Competition forces producers to be innovative. They want to offer you a better product, a lower price, or more convenience than their rivals. This means that instead of just one company making boring, plain white t-shirts, you might have dozens of brands offering them in every color, fabric, and style imaginable. Isn’t that amazing? We get more choices because producers are vying for our attention and our dollars.
They have to make decisions about what to produce, how much to produce, and at what price. These aren’t easy decisions! They’re constantly trying to predict the future, guessing what consumers will want next week, next month, next year. It's a bit like being a detective, trying to solve the mystery of what people will buy.
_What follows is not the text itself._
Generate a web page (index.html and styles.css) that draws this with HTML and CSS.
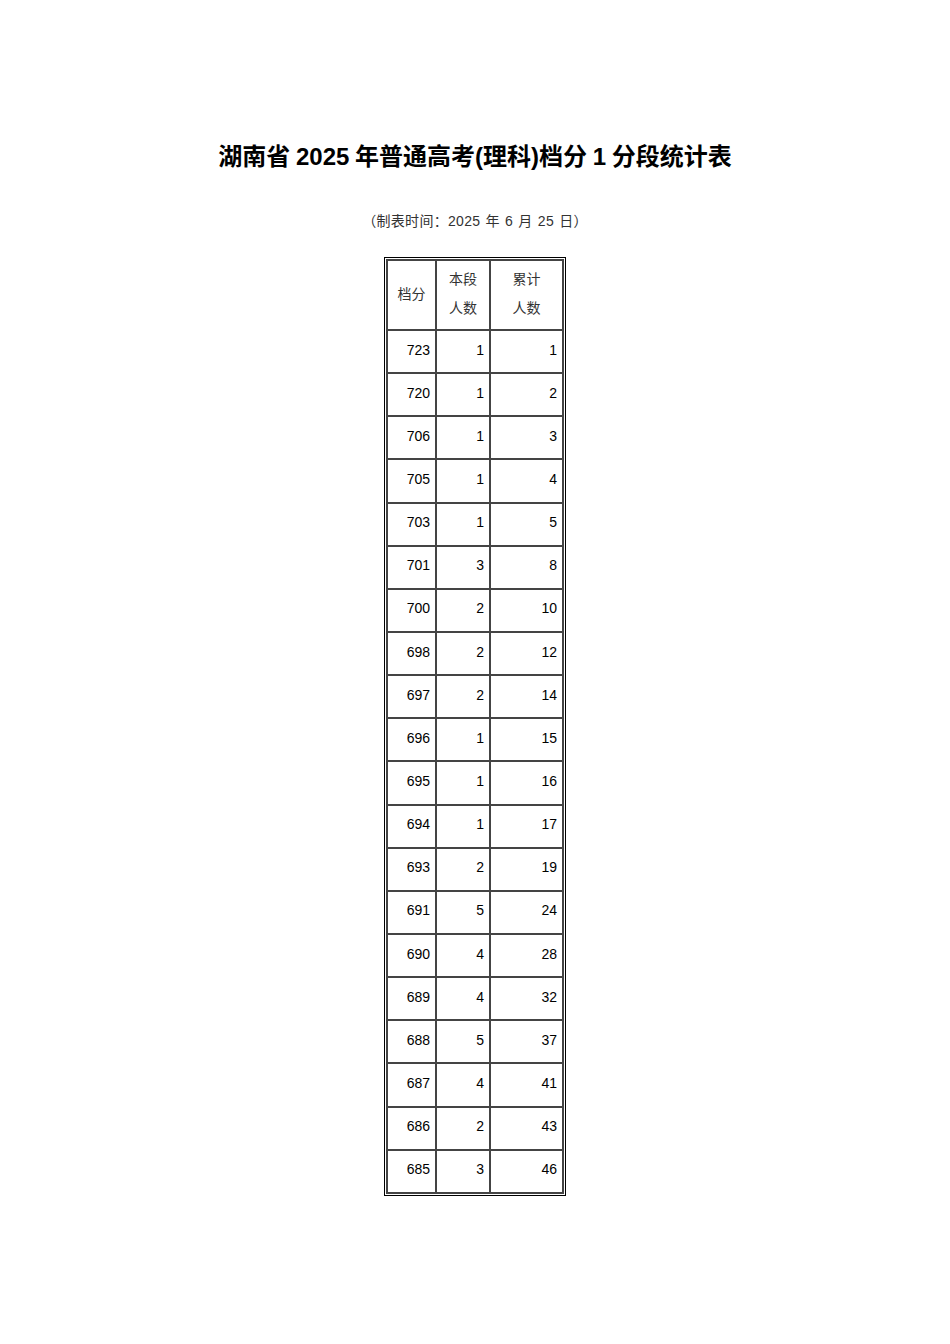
FILE: index.html
```html
<!DOCTYPE html>
<html lang="zh-CN">
<head>
<meta charset="utf-8">
<title>湖南省2025年普通高考(理科)档分1分段统计表</title>
<link rel="stylesheet" href="styles.css">
</head>
<body>
<div class="page">
  <h1 class="title">湖南省 2025 年普通高考(理科)档分 1 分段统计表</h1>
  <p class="subtitle">（制表时间：2025 年 6 月 25 日）</p>
  <div class="frame">
    <table class="grid">
      <thead>
        <tr class="head">
          <th class="c1">档分</th>
          <th class="c2">本段<br>人数</th>
          <th class="c3">累计<br>人数</th>
        </tr>
      </thead>
      <tbody>
        <tr><td>723</td><td>1</td><td>1</td></tr>
        <tr><td>720</td><td>1</td><td>2</td></tr>
        <tr><td>706</td><td>1</td><td>3</td></tr>
        <tr><td>705</td><td>1</td><td>4</td></tr>
        <tr><td>703</td><td>1</td><td>5</td></tr>
        <tr><td>701</td><td>3</td><td>8</td></tr>
        <tr><td>700</td><td>2</td><td>10</td></tr>
        <tr><td>698</td><td>2</td><td>12</td></tr>
        <tr><td>697</td><td>2</td><td>14</td></tr>
        <tr><td>696</td><td>1</td><td>15</td></tr>
        <tr><td>695</td><td>1</td><td>16</td></tr>
        <tr><td>694</td><td>1</td><td>17</td></tr>
        <tr><td>693</td><td>2</td><td>19</td></tr>
        <tr><td>691</td><td>5</td><td>24</td></tr>
        <tr><td>690</td><td>4</td><td>28</td></tr>
        <tr><td>689</td><td>4</td><td>32</td></tr>
        <tr><td>688</td><td>5</td><td>37</td></tr>
        <tr><td>687</td><td>4</td><td>41</td></tr>
        <tr><td>686</td><td>2</td><td>43</td></tr>
        <tr><td>685</td><td>3</td><td>46</td></tr>
      </tbody>
    </table>
  </div>
</div>
</body>
</html>
```

FILE: styles.css
```css
html, body {
  margin: 0;
  padding: 0;
  background: #ffffff;
}

body {
  font-family: "Liberation Sans", "Noto Sans CJK SC", sans-serif;
  color: #000;
}

.page {
  width: 950px;
  display: flex;
  flex-direction: column;
  align-items: center;
  padding-top: 142px;
}

.title {
  margin: 0;
  font-size: 24px;
  line-height: 30px;
  font-weight: bold;
  white-space: nowrap;
  word-spacing: -1px;
}

.subtitle {
  margin: 39px 0 0 0;
  font-size: 14px;
  line-height: 20px;
  color: #333;
  white-space: nowrap;
  word-spacing: 1px;
  letter-spacing: 0.3px;
}

.frame {
  margin-top: 26px;
  border: 1px solid #000;
  padding: 1px;
}

.grid {
  border-collapse: collapse;
  font-size: 14px;
}

.grid th,
.grid td {
  border: 2px solid #444;
  padding: 0 5px 0 0;
  vertical-align: middle;
}

.grid th {
  font-weight: normal;
  color: #333;
  text-align: center;
  line-height: 29px;
  height: 66px;
  padding: 0 0 2px 0;
}

.grid td {
  text-align: right;
  height: 37.15px;
  line-height: 16px;
  padding-bottom: 4px;
  padding-right: 5px;
}

.c1 { width: 47px; }
.c2 { width: 52px; }
.c3 { width: 71px; }
```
The Role of Prices: The Market's Language
So, how do consumers and producers communicate? Mostly through prices. Prices are like the universal language of the market. They’re the signals that tell everyone what’s going on.
If the price of something is high, it often means that it's in high demand, or that it's expensive to produce, or both. This might encourage producers to make more of it if they see a good profit margin, and it might make consumers think twice before buying. "Wow, that’s expensive, maybe I don’t really need it," you might think.
Conversely, if a price is low, it could mean there’s a lot of it available, or not much demand. If something’s on sale, you might be more inclined to grab it. Producers, seeing a low price and not selling much, might decide to produce less of it.

Think of prices as the invisible hands guiding everyone. They’re not being dictated by a central planner, but rather emerging from the interactions between millions of buyers and sellers. It’s a dynamic system, always shifting and adjusting, like the tides coming in and out.
Government: A Sometimes-Quiet Partner
Now, you might be thinking, "What about the government? Don't they make economic decisions?" Well, in a market economy, the government’s role is generally different from other economic systems. They don’t usually decide what you’ll produce or what you’ll buy, at least not directly.
Instead, the government often acts as a referee and a rule-setter. They establish the framework within which the market operates. This includes things like enforcing contracts, protecting property rights, and preventing monopolies (where one company has too much power and can dictate prices). They’re like the groundskeepers at our jazz club, making sure the stage is safe and the rules of the gig are followed.
They might also step in to provide public goods (like roads or national defense) that the market might not efficiently provide on its own. And sometimes, they intervene to address market failures, like pollution, where the private cost of an activity doesn't reflect its true social cost.

So, while they’re not directly telling businesses what to make, their decisions about regulations, taxes, and public spending can certainly influence the overall economic landscape. It’s more about setting the stage than playing all the instruments.
The Interplay: A Constant Dance
Ultimately, economic decisions in a market economy are made through a constant, complex interplay between consumers, producers, and the signals they send each other, often through prices. It’s a decentralized system, driven by self-interest and the pursuit of what’s valuable.
It’s not perfect, of course. There are times when the market doesn't get it right, and that’s where discussions about ethics, fairness, and social responsibility come in. But the core idea is that by and large, the collective wisdom and choices of individuals and businesses lead to the creation and distribution of goods and services.
So next time you’re making a purchase, remember you’re not just buying something. You’re participating in this massive, ongoing economic conversation. You’re a vital part of the orchestra, playing your unique note. And that’s pretty darn interesting, isn’t it?